During the conference, participants had times of solitude in which they could sit and reflect in the church sanctuary or elsewhere in the church. Lunch was a time of silence — an opportunity to check one’s connection with God.

Al Postma, classis renewal leader for Pastor Church Resources, said the conference was offered “as a way to help pastors and other leaders step into a space where they can encounter themselves and the depths of their souls.”

As part of the conference, said Postma, participants received a copy of the user’s guide for the online Pastors’ Spiritual Vitality toolkit, compiled by Pastor Church Resources and Faith Formation Ministries to help pastors lead more spiritually vital lives.

Postma also said that through the Thriving Together Program, funded by Lilly Endowment Inc., Pastor Church Resources has distributed Haley Barton’s book Strengthening the Soul of Your Leadership to many pastors experiencing ministry transitions.

In the book’s introduction Haley Barton writes: “I have only one desire for this book, really, and that is that it will lead you into encounters with God that will strengthen the soul of your leadership in places where you need it the most.”

When referring to the soul, she said, she is not speaking about some soft, amorphous thing. And it can’t really be located in any one spot like your heart or your brain.

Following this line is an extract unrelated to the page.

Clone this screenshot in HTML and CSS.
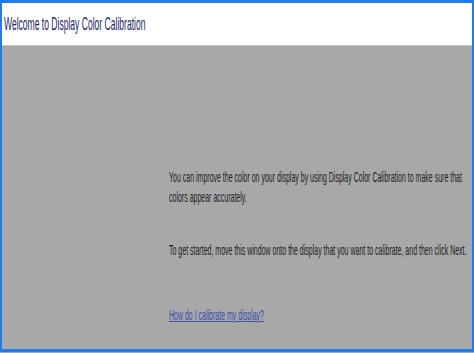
FILE: index.html
```html
<!DOCTYPE html>
<html>
<head>
<meta charset="utf-8">
<link rel="stylesheet" href="styles.css">
</head>
<body>
<div class="window">
  <div class="header">
    <div class="title">Welcome to Display Color Calibration</div>
  </div>
  <div class="content">
    <div class="para">
      <div class="line">You can improve the color on your display by using Display Color Calibration to make sure that</div>
      <div class="line">colors appear accurately.</div>
    </div>
    <div class="para second">
      <div class="line">To get started, move this window onto the display that you want to calibrate, and then click Next.</div>
    </div>
    <div class="para help">
      <a class="line link" href="#">How do I calibrate my display?</a>
    </div>
  </div>
</div>
</body>
</html>
```
FILE: styles.css
```css
html, body {
  margin: 0;
  padding: 0;
  background: #a8a8a8;
  overflow: hidden;
}
body {
  width: 474px;
  height: 353px;
  font-family: "Liberation Sans", Arial, sans-serif;
}
.window {
  width: 470px;
  height: 346px;
  border-style: solid;
  border-color: #1a7ef0;
  border-width: 3px 2px 3px 2px;
  background: #a8a8a8;
  display: flex;
  flex-direction: column;
}
.header {
  height: 42px;
  background: #ffffff;
  border-bottom: 1px solid #c4c4c4;
  flex-shrink: 0;
}
.title {
  margin-top: 11px;
  margin-left: 2px;
  font-size: 19px;
  line-height: 20px;
  color: #1c1f6a;
  white-space: nowrap;
  transform: scaleX(0.45);
  transform-origin: left center;
}
.content {
  padding-left: 167px;
  padding-top: 121px;
}
.para {
  display: flex;
  flex-direction: column;
}
.line {
  font-size: 15px;
  line-height: 20px;
  color: #1e1e1e;
  white-space: nowrap;
  transform: scaleX(0.467);
  transform-origin: left center;
}
.second {
  margin-top: 33px;
}
.help {
  margin-top: 45px;
}
.link {
  color: #3a4fa8;
  text-decoration: underline;
}
```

But we all have a soul, she said.

“We might think of the soul as being ill defined and hard to get a hold of, but it is part of us, and it is real. It is the very essence of us that God knew before he brought us forth in physical form — and will exist after our body goes into the ground,” said Haley Barton.

Several years ago, she said, when she was especially busy in ministry, she blurted out, without thinking, to a friend: “I’m tired of helping other people enjoy God. I want to enjoy God for myself.”

She listened to what she had said and knew there had to be some changes. Feeling as if she had lost her soul, she said, she left the ministry and spent a period wondering if she would ever return. Most notably, she relaxed and allowed herself to pray and simply wait on God to speak to her.

She slowly got reconnected with God, she said. After she spoke such prayers as “God, I miss you,” she realized God was there, had always been there, and had simply been waiting for her to clear the way — to set aside the demands of busy ministry — for God to speak.

God eventually confirmed, she said, in ways that became clear to her, that she needed to return to ministry and speak to other pastors and leaders who might also be sensing “a soul slippage,” taking them far away from the God they have been serving.

“The soul is like a wild animal that will not come out until it sees a safe environment for it to come out,” she said. “Waiting for the soul takes time.”

During her time away from ministry, said Haley Barton, she came to draw deeply from Scripture to find role models, one of whom was Moses.

Moses was born a Hebrew but was raised in the Egyptian Pharaoh’s household. When he got older, he had to figure out who he was, battling with his identity. In the process, he killed an Egyptian for beating a Hebrew slave. Then Moses ran away into the wilderness for many years, tending sheep. (See Ex. 2:11-3:5.)

In those years, which would have included a lot of solitude, Moses was able to gain a better sense of who he was and who his people were. Then one day Moses saw a burning bush and, instead of turning away, he paused and heard the voice of God sending him to lead the people of Israel out of Egypt and into freedom.

“There is no sugar-coating how hard his path to leadership was,” said Haley Barton. “In the wilderness he realized he was an Israelite, and he sought God in solitude and then had the energy to do exactly what God wanted him to do.”

Participants at the conference had a set of questions to consider and talk about at their tables. At one table, they spoke of many things that get in the way of taking time to spend in solitude with God.

One ministry leader said she has so much going on that it would be hard to calm down and settle into solitude, partly because she has a tendency to judge herself harshly. “I wouldn’t even know where to begin,” she said.

Summing up later from her own experience with solitude, Haley Barton provided a response to that kind of issue, saying, “It can be very difficult, but all we can do is wade through it and be willing to stay as long as God wants us to stay. In solitude, God shows us who we are, and we are able to own the dynamics that shape us.”